**Given exercise**
Repeat the lines exactly from the line that contains "Clone this screenshot" through the line that contains "import React from"; leave images out and add nothing.

**Recorded data**
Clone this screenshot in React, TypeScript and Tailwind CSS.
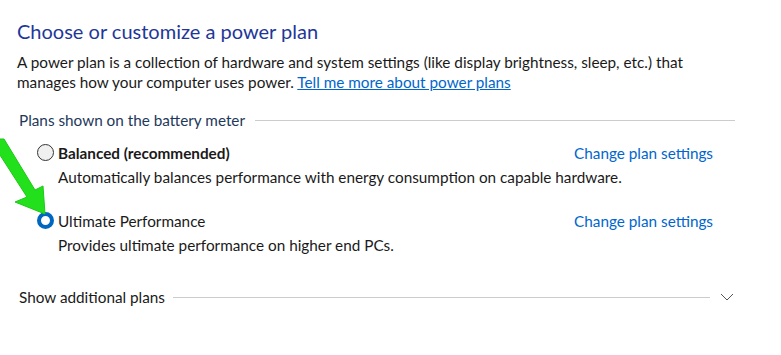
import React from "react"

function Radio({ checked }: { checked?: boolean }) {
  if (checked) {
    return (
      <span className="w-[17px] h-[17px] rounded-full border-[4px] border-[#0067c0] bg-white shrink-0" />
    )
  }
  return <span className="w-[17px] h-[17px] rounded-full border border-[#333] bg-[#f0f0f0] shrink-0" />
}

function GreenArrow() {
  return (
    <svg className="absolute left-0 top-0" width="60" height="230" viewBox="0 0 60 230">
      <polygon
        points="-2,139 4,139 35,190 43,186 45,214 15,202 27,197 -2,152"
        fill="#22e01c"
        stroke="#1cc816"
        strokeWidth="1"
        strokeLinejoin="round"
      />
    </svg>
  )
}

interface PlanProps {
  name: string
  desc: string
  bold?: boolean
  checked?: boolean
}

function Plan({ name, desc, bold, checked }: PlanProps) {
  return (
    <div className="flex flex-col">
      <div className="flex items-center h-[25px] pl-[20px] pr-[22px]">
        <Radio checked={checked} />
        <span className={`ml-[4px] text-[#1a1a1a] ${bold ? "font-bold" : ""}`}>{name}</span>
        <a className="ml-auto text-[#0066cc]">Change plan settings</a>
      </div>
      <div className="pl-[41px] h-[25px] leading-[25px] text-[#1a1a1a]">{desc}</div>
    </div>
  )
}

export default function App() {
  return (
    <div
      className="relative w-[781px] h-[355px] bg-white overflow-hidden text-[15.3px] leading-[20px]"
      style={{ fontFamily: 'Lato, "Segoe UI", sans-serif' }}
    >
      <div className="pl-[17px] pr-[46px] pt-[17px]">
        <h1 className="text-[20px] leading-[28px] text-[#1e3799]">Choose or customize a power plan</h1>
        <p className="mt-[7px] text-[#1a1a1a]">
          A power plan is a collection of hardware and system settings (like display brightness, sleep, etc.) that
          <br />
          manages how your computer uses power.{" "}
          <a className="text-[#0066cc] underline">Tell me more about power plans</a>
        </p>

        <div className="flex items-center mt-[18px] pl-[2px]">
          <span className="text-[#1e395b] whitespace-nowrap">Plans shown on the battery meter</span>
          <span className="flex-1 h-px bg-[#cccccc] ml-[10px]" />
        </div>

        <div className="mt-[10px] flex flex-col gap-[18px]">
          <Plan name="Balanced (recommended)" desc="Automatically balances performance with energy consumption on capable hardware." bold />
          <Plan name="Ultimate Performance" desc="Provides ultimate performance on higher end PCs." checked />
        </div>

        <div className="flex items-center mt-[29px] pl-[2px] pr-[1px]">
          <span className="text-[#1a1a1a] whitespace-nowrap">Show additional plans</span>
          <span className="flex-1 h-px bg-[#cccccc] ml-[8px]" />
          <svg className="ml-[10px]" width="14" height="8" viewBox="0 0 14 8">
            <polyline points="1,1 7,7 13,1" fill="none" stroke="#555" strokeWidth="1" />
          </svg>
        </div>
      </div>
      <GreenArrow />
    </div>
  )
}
--
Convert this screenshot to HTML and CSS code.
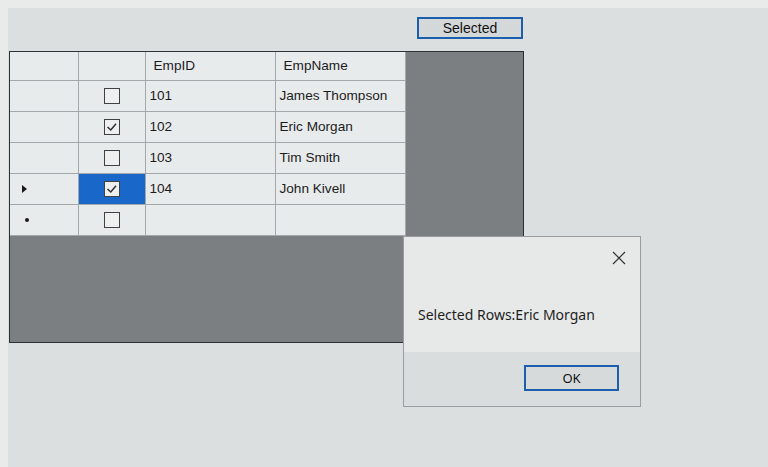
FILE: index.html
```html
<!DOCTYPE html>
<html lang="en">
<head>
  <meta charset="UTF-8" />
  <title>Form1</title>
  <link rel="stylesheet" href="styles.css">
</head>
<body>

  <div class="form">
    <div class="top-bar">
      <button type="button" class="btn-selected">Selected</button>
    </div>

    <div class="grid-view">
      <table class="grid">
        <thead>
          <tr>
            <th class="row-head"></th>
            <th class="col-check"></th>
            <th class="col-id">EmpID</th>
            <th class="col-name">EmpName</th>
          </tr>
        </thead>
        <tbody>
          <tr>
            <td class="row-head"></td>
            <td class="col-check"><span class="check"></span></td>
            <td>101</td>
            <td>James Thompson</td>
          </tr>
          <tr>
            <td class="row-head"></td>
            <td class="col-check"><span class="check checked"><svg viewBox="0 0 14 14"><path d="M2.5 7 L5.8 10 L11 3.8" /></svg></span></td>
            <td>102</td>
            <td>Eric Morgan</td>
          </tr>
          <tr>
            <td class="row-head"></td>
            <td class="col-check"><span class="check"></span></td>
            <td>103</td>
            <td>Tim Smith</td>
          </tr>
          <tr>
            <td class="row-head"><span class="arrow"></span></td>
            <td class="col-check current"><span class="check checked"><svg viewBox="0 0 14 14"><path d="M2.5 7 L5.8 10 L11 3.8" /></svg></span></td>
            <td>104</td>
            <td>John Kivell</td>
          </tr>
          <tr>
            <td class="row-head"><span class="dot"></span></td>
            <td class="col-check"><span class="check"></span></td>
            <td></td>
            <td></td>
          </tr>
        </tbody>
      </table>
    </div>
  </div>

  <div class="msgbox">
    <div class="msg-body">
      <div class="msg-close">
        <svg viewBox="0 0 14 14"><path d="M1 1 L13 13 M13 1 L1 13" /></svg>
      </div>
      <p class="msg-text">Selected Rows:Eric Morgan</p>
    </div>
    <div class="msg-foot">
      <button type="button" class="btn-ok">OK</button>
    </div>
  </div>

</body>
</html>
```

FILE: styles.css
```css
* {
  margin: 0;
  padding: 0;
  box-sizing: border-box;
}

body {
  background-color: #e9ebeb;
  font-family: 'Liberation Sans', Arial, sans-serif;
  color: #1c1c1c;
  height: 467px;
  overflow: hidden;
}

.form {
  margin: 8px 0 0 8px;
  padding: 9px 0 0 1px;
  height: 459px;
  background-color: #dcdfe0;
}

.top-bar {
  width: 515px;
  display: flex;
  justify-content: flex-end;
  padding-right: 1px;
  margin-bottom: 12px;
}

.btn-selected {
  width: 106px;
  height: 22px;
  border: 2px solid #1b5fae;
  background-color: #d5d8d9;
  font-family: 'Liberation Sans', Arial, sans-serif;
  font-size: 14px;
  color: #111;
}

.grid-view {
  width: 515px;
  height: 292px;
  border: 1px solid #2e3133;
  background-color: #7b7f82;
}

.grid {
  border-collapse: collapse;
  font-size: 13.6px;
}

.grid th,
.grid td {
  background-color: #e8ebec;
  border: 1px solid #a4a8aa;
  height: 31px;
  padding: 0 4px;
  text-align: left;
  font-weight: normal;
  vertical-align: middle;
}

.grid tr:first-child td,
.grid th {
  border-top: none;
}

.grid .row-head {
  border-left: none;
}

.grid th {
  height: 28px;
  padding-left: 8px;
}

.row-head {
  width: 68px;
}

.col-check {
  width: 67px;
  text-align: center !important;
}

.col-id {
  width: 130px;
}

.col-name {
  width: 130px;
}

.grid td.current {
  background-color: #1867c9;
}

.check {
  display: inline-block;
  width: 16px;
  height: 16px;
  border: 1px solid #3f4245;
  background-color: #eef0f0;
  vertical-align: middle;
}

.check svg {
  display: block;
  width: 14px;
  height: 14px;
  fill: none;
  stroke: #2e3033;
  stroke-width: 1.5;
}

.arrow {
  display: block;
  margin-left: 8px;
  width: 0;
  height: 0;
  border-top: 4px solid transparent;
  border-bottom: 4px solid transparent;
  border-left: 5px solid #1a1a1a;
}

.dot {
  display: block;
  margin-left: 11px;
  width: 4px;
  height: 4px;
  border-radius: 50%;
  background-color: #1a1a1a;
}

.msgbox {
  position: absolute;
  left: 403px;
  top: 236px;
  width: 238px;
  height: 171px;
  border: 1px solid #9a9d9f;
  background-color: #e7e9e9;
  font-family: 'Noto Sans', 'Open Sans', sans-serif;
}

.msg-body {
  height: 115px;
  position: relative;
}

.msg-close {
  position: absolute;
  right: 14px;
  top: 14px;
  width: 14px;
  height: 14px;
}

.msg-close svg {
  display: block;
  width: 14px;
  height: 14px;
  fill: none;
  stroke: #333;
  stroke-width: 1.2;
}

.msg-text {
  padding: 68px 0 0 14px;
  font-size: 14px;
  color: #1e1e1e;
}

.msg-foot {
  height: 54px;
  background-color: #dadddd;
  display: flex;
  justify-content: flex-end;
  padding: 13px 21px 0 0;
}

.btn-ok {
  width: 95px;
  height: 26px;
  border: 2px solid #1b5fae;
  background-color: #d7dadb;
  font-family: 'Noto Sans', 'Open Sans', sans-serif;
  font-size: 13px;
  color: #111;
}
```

**Task answer**
Clone this screenshot in React, TypeScript and Tailwind CSS.
import React from "react"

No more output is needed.